### WORK INSTRUCTIONS
Extract the text of every entry below exactly; leave images out.

(Saved entries)

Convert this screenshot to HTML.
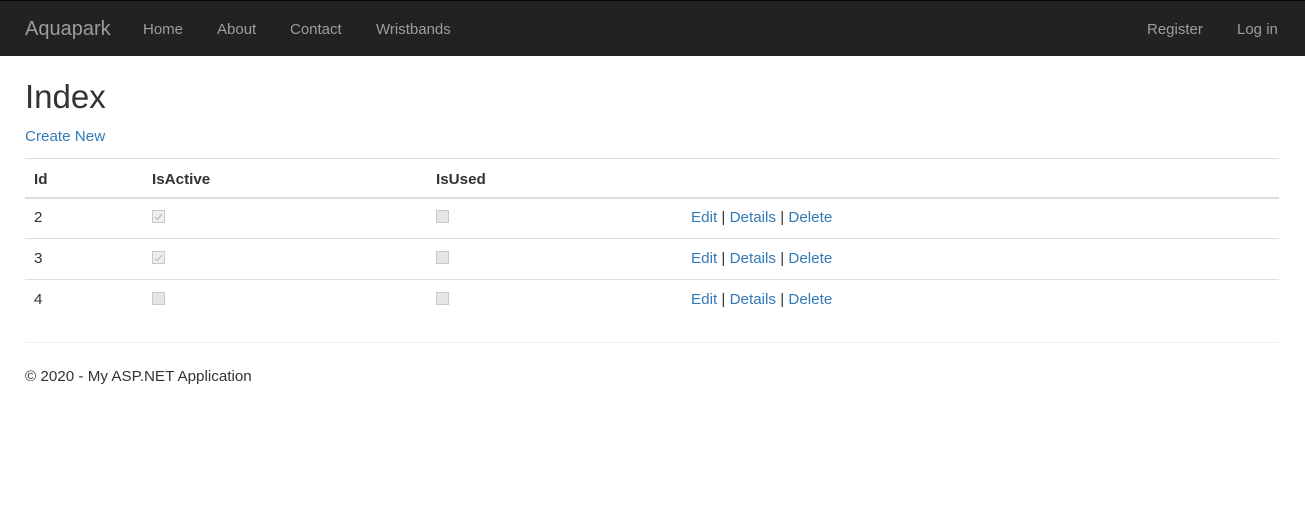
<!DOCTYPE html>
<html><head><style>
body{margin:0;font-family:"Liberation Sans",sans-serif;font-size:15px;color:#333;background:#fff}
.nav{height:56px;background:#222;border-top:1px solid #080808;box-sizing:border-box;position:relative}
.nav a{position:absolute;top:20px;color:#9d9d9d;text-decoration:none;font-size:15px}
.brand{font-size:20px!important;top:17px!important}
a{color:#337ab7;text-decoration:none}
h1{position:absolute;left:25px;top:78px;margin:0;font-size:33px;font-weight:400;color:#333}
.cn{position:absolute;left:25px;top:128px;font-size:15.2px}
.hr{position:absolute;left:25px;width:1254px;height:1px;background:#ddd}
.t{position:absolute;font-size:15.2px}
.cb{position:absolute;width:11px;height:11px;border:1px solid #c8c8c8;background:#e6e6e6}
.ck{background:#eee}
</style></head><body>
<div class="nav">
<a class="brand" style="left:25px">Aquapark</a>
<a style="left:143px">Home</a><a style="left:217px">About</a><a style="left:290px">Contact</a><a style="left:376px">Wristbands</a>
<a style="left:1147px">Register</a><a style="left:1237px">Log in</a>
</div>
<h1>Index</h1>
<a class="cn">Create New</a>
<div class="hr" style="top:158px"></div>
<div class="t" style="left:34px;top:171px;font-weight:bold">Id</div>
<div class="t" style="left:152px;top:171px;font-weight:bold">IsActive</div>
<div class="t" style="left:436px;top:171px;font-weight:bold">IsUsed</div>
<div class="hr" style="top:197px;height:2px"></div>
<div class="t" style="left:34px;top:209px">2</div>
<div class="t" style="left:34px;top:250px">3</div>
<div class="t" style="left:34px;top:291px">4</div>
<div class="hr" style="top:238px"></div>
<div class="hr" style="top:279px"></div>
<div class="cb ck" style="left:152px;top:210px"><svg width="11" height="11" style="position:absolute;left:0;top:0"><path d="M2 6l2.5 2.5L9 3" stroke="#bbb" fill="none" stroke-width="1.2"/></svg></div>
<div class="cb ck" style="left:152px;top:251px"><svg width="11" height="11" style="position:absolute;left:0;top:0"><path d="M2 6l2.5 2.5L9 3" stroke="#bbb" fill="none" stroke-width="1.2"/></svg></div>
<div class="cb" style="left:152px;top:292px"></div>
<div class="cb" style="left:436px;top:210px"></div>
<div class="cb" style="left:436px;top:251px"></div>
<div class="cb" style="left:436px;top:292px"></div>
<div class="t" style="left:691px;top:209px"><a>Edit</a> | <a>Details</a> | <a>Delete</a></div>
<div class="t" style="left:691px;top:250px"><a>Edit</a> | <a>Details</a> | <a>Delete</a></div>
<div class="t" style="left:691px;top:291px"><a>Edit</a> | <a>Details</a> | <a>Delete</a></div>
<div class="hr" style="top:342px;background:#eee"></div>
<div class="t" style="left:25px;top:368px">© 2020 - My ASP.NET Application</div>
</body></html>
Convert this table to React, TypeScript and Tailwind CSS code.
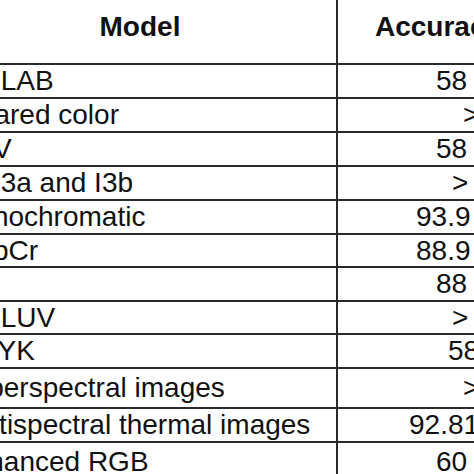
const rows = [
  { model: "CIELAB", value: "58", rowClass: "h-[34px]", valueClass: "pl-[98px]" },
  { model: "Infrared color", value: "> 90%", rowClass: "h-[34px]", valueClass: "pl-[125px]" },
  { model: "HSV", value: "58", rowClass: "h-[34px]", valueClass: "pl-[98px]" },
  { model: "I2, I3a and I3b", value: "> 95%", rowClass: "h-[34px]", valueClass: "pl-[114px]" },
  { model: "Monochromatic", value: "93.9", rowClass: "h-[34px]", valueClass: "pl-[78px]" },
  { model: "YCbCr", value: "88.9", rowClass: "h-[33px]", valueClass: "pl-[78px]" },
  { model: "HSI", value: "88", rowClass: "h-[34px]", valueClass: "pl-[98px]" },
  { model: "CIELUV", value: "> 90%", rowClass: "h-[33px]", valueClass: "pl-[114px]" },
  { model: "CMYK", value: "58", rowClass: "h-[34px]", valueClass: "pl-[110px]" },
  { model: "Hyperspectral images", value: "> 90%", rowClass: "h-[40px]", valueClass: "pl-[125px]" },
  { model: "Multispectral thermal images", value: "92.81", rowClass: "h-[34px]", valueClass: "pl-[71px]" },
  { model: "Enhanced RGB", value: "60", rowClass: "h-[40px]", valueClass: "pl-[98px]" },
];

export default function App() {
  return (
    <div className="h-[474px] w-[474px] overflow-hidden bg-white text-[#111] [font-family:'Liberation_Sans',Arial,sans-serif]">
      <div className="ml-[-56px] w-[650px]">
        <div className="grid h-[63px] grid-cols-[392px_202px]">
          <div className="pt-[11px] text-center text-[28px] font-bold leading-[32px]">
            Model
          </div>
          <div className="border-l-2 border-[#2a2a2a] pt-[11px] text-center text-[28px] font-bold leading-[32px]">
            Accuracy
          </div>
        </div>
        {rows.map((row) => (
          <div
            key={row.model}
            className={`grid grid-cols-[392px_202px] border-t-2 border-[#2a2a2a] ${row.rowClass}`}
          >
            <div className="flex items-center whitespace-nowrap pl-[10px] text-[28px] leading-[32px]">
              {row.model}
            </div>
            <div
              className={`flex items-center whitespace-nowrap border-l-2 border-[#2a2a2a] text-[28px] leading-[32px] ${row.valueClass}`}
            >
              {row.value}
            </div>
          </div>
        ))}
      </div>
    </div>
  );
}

### RIGHT ANSWER
Convert this screenshot to HTML.
<!DOCTYPE html>
<html><head><style>
body{margin:0;font-family:"Liberation Sans",sans-serif;font-size:15px;color:#333;background:#fff}
.nav{height:56px;background:#222;border-top:1px solid #080808;box-sizing:border-box;position:relative}
.nav a{position:absolute;top:20px;color:#9d9d9d;text-decoration:none;font-size:15px}
.brand{font-size:20px!important;top:17px!important}
a{color:#337ab7;text-decoration:none}
h1{position:absolute;left:25px;top:78px;margin:0;font-size:33px;font-weight:400;color:#333}
.cn{position:absolute;left:25px;top:128px;font-size:15.2px}
.hr{position:absolute;left:25px;width:1254px;height:1px;background:#ddd}
.t{position:absolute;font-size:15.2px}
.cb{position:absolute;width:11px;height:11px;border:1px solid #c8c8c8;background:#e6e6e6}
.ck{background:#eee}
</style></head><body>
<div class="nav">
<a class="brand" style="left:25px">Aquapark</a>
<a style="left:143px">Home</a><a style="left:217px">About</a><a style="left:290px">Contact</a><a style="left:376px">Wristbands</a>
<a style="left:1147px">Register</a><a style="left:1237px">Log in</a>
</div>
<h1>Index</h1>
<a class="cn">Create New</a>
<div class="hr" style="top:158px"></div>
<div class="t" style="left:34px;top:171px;font-weight:bold">Id</div>
<div class="t" style="left:152px;top:171px;font-weight:bold">IsActive</div>
<div class="t" style="left:436px;top:171px;font-weight:bold">IsUsed</div>
<div class="hr" style="top:197px;height:2px"></div>
<div class="t" style="left:34px;top:209px">2</div>
<div class="t" style="left:34px;top:250px">3</div>
<div class="t" style="left:34px;top:291px">4</div>
<div class="hr" style="top:238px"></div>
<div class="hr" style="top:279px"></div>
<div class="cb ck" style="left:152px;top:210px"><svg width="11" height="11" style="position:absolute;left:0;top:0"><path d="M2 6l2.5 2.5L9 3" stroke="#bbb" fill="none" stroke-width="1.2"/></svg></div>
<div class="cb ck" style="left:152px;top:251px"><svg width="11" height="11" style="position:absolute;left:0;top:0"><path d="M2 6l2.5 2.5L9 3" stroke="#bbb" fill="none" stroke-width="1.2"/></svg></div>
<div class="cb" style="left:152px;top:292px"></div>
<div class="cb" style="left:436px;top:210px"></div>
<div class="cb" style="left:436px;top:251px"></div>
<div class="cb" style="left:436px;top:292px"></div>
<div class="t" style="left:691px;top:209px"><a>Edit</a> | <a>Details</a> | <a>Delete</a></div>
<div class="t" style="left:691px;top:250px"><a>Edit</a> | <a>Details</a> | <a>Delete</a></div>
<div class="t" style="left:691px;top:291px"><a>Edit</a> | <a>Details</a> | <a>Delete</a></div>
<div class="hr" style="top:342px;background:#eee"></div>
<div class="t" style="left:25px;top:368px">© 2020 - My ASP.NET Application</div>
</body></html>
Convert this table to React, TypeScript and Tailwind CSS code.
const rows = [
  { model: "CIELAB", value: "58", rowClass: "h-[34px]", valueClass: "pl-[98px]" },
  { model: "Infrared color", value: "> 90%", rowClass: "h-[34px]", valueClass: "pl-[125px]" },
  { model: "HSV", value: "58", rowClass: "h-[34px]", valueClass: "pl-[98px]" },
  { model: "I2, I3a and I3b", value: "> 95%", rowClass: "h-[34px]", valueClass: "pl-[114px]" },
  { model: "Monochromatic", value: "93.9", rowClass: "h-[34px]", valueClass: "pl-[78px]" },
  { model: "YCbCr", value: "88.9", rowClass: "h-[33px]", valueClass: "pl-[78px]" },
  { model: "HSI", value: "88", rowClass: "h-[34px]", valueClass: "pl-[98px]" },
  { model: "CIELUV", value: "> 90%", rowClass: "h-[33px]", valueClass: "pl-[114px]" },
  { model: "CMYK", value: "58", rowClass: "h-[34px]", valueClass: "pl-[110px]" },
  { model: "Hyperspectral images", value: "> 90%", rowClass: "h-[40px]", valueClass: "pl-[125px]" },
  { model: "Multispectral thermal images", value: "92.81", rowClass: "h-[34px]", valueClass: "pl-[71px]" },
  { model: "Enhanced RGB", value: "60", rowClass: "h-[40px]", valueClass: "pl-[98px]" },
];

export default function App() {
  return (
    <div className="h-[474px] w-[474px] overflow-hidden bg-white text-[#111] [font-family:'Liberation_Sans',Arial,sans-serif]">
      <div className="ml-[-56px] w-[650px]">
        <div className="grid h-[63px] grid-cols-[392px_202px]">
          <div className="pt-[11px] text-center text-[28px] font-bold leading-[32px]">
            Model
          </div>
          <div className="border-l-2 border-[#2a2a2a] pt-[11px] text-center text-[28px] font-bold leading-[32px]">
            Accuracy
          </div>
        </div>
        {rows.map((row) => (
          <div
            key={row.model}
            className={`grid grid-cols-[392px_202px] border-t-2 border-[#2a2a2a] ${row.rowClass}`}
          >
            <div className="flex items-center whitespace-nowrap pl-[10px] text-[28px] leading-[32px]">
              {row.model}
            </div>
            <div
              className={`flex items-center whitespace-nowrap border-l-2 border-[#2a2a2a] text-[28px] leading-[32px] ${row.valueClass}`}
            >
              {row.value}
            </div>
          </div>
        ))}
      </div>
    </div>
  );
}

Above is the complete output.